I recently finished the “Machine Learning” course from Stanford University on Coursera and I want to share may thoughts and opinions about this. You have to believe me that after you will finish this course you will feel like you want to become a machine learning scientist.
If you don’t want to spent time to read this post you can access the course here Machine Learning and start learning.
Why to take the course
This course is the best way to start learning about machine learning, to fully understand what machine learning is and you can use it efficiently to solve real life problems.
Before taking this course I thought I have an idea of what the machine learning is, I was reading in the past about models, gradient descent and some tools like TensorFlow an so on, but I was wrong, I did’t know anything about. Only after I finished the course I fully understand what machine learning really is and how powerful can be.
I will highlight some of the things that I learned from this course.
What is machine learning
Tom Mitchell provides a modern definition of the machine learning: “A computer program is said to learn from experience E with respect to some class of tasks T and performance measure P, if its performance at tasks in T, as measured by P, improves with experience E.”
For example for a spam classifier:
T = Classifying email as spam or not spam
E = Watching the user how label emails as spam or not spam
P = The fraction of email correctly classified as spam/not spam
In general, any machine learning problem can be assigned to one of two broad classifications: Supervised learning and Unsupervised learning.
From the classical example, presented in the course also, let’s consider the problem of predicting the price of a house based on the size of the house.
Note: The image is from the course.
In order to solve the problem you need a “function”, that can take the size of the house as input and outputs the predicted price.
Our function can be:
F(x) = p0 + p1*x
- p0 and p1 are the “parameters” of our function
- x is the input, the size of the house
We already have a data set of collected values of X (house size) and the value of Y(the price of the house) and we can use that to learn to predict the price of the house.

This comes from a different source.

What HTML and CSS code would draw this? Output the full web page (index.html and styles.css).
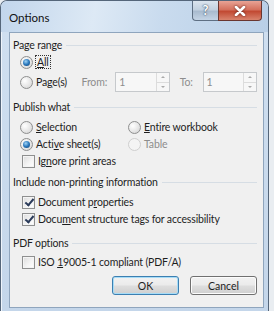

But, before that, in order to find the optimal values for p0 and p1 we need a way to measure the error, a function that can measure how far the values predicted are from the actual values.

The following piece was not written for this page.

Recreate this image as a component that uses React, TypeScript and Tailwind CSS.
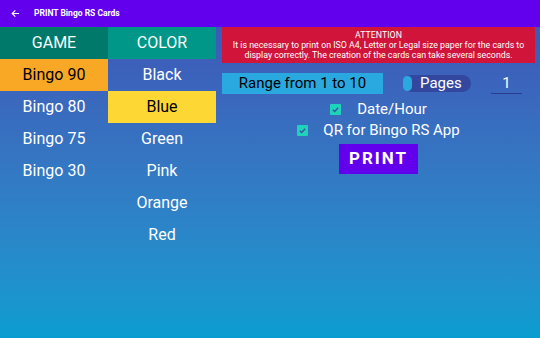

The error for one example is F(x) - Y and from this we can define the error of the whole data set (the cost function) to be average of sum of the squared difference.
J(p0, p1) = 1/2m * SUM(F(x) - Y)2)
We need to find the values of p0 and p1 where the error of the whole data set is minimum.

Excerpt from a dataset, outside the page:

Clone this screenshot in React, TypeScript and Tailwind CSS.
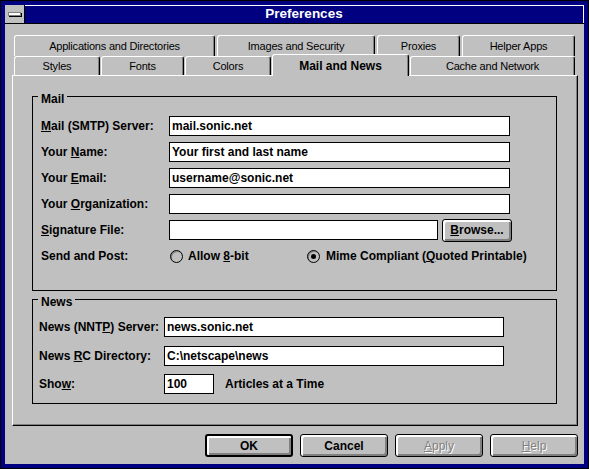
import type { ReactNode } from "react";

type TabDef = { label: string; w: string; active?: boolean };

const BACK_ROW: TabDef[] = [
  { label: "Applications and Directories", w: "w-[201px]" },
  { label: "Images and Security", w: "w-[158px]" },
  { label: "Proxies", w: "w-[83px]" },
  { label: "Helper Apps", w: "w-[113px]" },
];

const FRONT_ROW: TabDef[] = [
  { label: "Styles", w: "w-[86px]" },
  { label: "Fonts", w: "w-[83px]" },
  { label: "Colors", w: "w-[86px]" },
  { label: "Mail and News", w: "w-[137px]", active: true },
  { label: "Cache and Network", w: "w-[165px]" },
];

// letter with the keyboard-mnemonic underline
function U({ children }: { children: ReactNode }) {
  return <span className="underline underline-offset-[1px]">{children}</span>;
}

function Tab({ tab }: { tab: TabDef }) {
  return (
    <div
      className={`${tab.w} ${
        tab.active
          ? "relative z-10 -mb-px h-[22px] text-[12px] font-bold"
          : "h-full text-[11px] tracking-[-0.2px]"
      } flex items-center justify-center rounded-t-[3px] border-t border-r border-l border-t-white border-r-black border-l-white bg-[#c0c0c0] shadow-[inset_-1px_0_0_#808080]`}
    >
      {tab.label}
    </div>
  );
}

function Button({
  children,
  w = "w-[88px]",
  def,
  disabled,
}: {
  children: ReactNode;
  w?: string;
  def?: boolean;
  disabled?: boolean;
}) {
  return (
    <div
      className={`${w} ${def ? "border-2" : "border"} ${
        disabled
          ? "font-normal text-[#808080] [text-shadow:1px_1px_0_#fff]"
          : "font-bold"
      } flex h-[23px] items-center justify-center rounded-[3px] border-black bg-[#c0c0c0] text-[12px] shadow-[inset_1px_1px_0_#fff,inset_2px_2px_0_#fff,inset_-1px_-1px_0_#808080,inset_-2px_-2px_0_#808080]`}
    >
      {children}
    </div>
  );
}

function Group({
  title,
  className,
  children,
}: {
  title: string;
  className: string;
  children: ReactNode;
}) {
  return (
    <div className={`relative w-[525px] border border-black ${className}`}>
      <span className="absolute top-[-4px] left-[5px] bg-[#c0c0c0] px-[3px] leading-[12px] font-bold">
        {title}
      </span>
      {children}
    </div>
  );
}

function TextBox({ value, w }: { value?: string; w: string }) {
  return (
    <div
      className={`${w} h-[20px] border border-black bg-white pl-[2px] leading-[18px] font-bold whitespace-nowrap`}
    >
      {value}
    </div>
  );
}

function Radio({ checked }: { checked?: boolean }) {
  return (
    <div className="flex h-[13px] w-[13px] shrink-0 items-center justify-center rounded-full border border-black shadow-[inset_1px_1px_0_#808080]">
      {checked && <div className="h-[5px] w-[5px] rounded-full bg-black" />}
    </div>
  );
}

export default function App() {
  return (
    <div className="h-[469px] w-[589px] border border-black bg-[#000080] p-[4px] font-['Liberation_Sans',Arial,sans-serif] text-[12px] text-black">
      <div className="flex h-full flex-col">
        {/* title bar */}
        <div className="flex h-[19px] border-b border-black">
          <div className="flex w-[20px] items-center justify-center border-r border-black bg-[#c0c0c0]">
            <div className="h-[4px] w-[13px] border border-[#808080] bg-white shadow-[1px_1px_0_#000]" />
          </div>
          <div className="flex flex-1 items-center justify-center border-t border-r border-white text-[13.5px] font-bold text-white">
            Preferences
          </div>
        </div>

        {/* client */}
        <div className="flex flex-1 flex-col bg-[#c0c0c0]">
          <div className="mt-[11px] mr-[6px] ml-[7px]">
            <div className="flex h-[21px] gap-[2px] pl-[2px]">
              {BACK_ROW.map((t) => (
                <Tab key={t.label} tab={t} />
              ))}
            </div>
            <div className="flex h-[19px] items-end gap-[1px] pl-[2px]">
              {FRONT_ROW.map((t) => (
                <Tab key={t.label} tab={t} />
              ))}
            </div>

            {/* page */}
            <div className="flex h-[351px] flex-col gap-[8px] border border-t-white border-r-black border-b-black border-l-white pt-[20px] pl-[19px] shadow-[inset_-1px_-1px_0_#808080]">
              <Group title="Mail" className="h-[195px] pt-[16px] pl-[8px]">
                <div className="flex h-[26px] items-center">
                  <div className="w-[128px] font-bold">
                    <U>M</U>ail (SMTP) Server:
                  </div>
                  <TextBox value="mail.sonic.net" w="w-[341px]" />
                </div>
                <div className="flex h-[26px] items-center">
                  <div className="w-[128px] font-bold">
                    Your <U>N</U>ame:
                  </div>
                  <TextBox value="Your first and last name" w="w-[341px]" />
                </div>
                <div className="flex h-[26px] items-center">
                  <div className="w-[128px] font-bold">
                    Your <U>E</U>mail:
                  </div>
                  <TextBox value="username@sonic.net" w="w-[341px]" />
                </div>
                <div className="flex h-[26px] items-center">
                  <div className="w-[128px] font-bold">
                    Your <U>O</U>rganization:
                  </div>
                  <TextBox w="w-[341px]" />
                </div>
                <div className="flex h-[26px] items-center">
                  <div className="w-[128px] font-bold">
                    <U>S</U>ignature File:
                  </div>
                  <TextBox w="w-[269px]" />
                  <div className="ml-[4px]">
                    <Button w="w-[70px]">
                      <span>
                        <U>B</U>rowse...
                      </span>
                    </Button>
                  </div>
                </div>
                <div className="flex h-[26px] items-center font-bold">
                  <div className="w-[128px]">Send and Post:</div>
                  <div className="flex w-[138px] items-center gap-[5px] pl-[1px]">
                    <Radio />
                    <span>
                      Allow <U>8</U>-bit
                    </span>
                  </div>
                  <div className="flex items-center gap-[6px]">
                    <Radio checked />
                    <span>
                      Mime Compliant (<U>Q</U>uoted Printable)
                    </span>
                  </div>
                </div>
              </Group>

              <Group title="News" className="h-[105px] pt-[12px] pl-[6px]">
                <div className="flex h-[29px] items-center">
                  <div className="w-[125px] font-bold">
                    News (NNT<U>P</U>) Server:
                  </div>
                  <TextBox value="news.sonic.net" w="w-[340px]" />
                </div>
                <div className="flex h-[29px] items-center">
                  <div className="w-[125px] font-bold">
                    News <U>R</U>C Directory:
                  </div>
                  <TextBox value="C:\netscape\news" w="w-[340px]" />
                </div>
                <div className="flex h-[28px] items-center">
                  <div className="w-[125px] font-bold">
                    Sho<U>w</U>:
                  </div>
                  <TextBox value="100" w="w-[50px]" />
                  <span className="ml-[11px] font-bold">Articles at a Time</span>
                </div>
              </Group>
            </div>
          </div>

          {/* dialog buttons */}
          <div className="mt-[8px] flex justify-end gap-[7px] pr-[6px]">
            <Button def>OK</Button>
            <Button>Cancel</Button>
            <Button disabled>
              <span>
                <U>A</U>pply
              </span>
            </Button>
            <Button disabled>
              <span>
                <U>H</U>elp
              </span>
            </Button>
          </div>
        </div>
      </div>
    </div>
  );
}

It turns out there is an algorithm that we can use in order to find the optimal values for p0 and p1 and is called “gradient descent”, and this algorithm is the base of all the machine learning that we have today. I won’t detail here how gradient descent works. In the course there is a dedicated section exceptionally well explained.
After we find the values of the p0 and p1 we can use it to predict the price of the house based on the size.
This is it. At very minimum this is machine learning, this is how all started.
In the course you will find everything you need to know about: how to choose the function, how to choose the cost function, how to use gradient descent to find the optimal parameter values, you will also learn about the tools that you can use to train (find the optimal values) and you will find about the neural networks, which are a different representation of the function.
Just for a fact the “ResNeXt-101–32x48d” neural network has 829 million parameters and is not the biggest.
Unsupervised learning allows us to approach problems with little or no idea what our results should look like. We can derive structure from data where we don’t necessarily know the effect of the variables.
We can derive this structure by clustering the data based on relationships among the variables in the data.
With unsupervised learning there is no feedback based on the prediction results.
Given a data set one type of structure we might have an algorithm find is that it looks like this data set has points grouped into two separate clusters and so an algorithm that finds clusters like the ones.
The K-Means algorithm is by far the most popular, by far the most widely used clustering algorithm, and I will details briefly how this algorithm works.
K-Means is an iterative algorithm and it does two things:
- cluster assignment
- move centroid
For cluster assignment step we have to go through the data set and assign each point to a cluster depending whether it is closer to one of the centroid or another.
For move centroid step we going to calculate the mean of the location of all the points associated with each of cluster and we going to set the centroid at that location.
With the new centroids we will do again the cluster assignment followed by the movement of the centroids and we will continue to this this until the cluster centroids will not change any further.
This only a very light presentation of the “unsupervised learning” but on the course you will find a lot more about K-Means, PCA and some other unsupervised learning. Also you will have the chance to implement this algorithms yourself as part of the course assignment.
I personally learn a lot form this course and I think it worth all the time spent to finish the course and the programming assignments.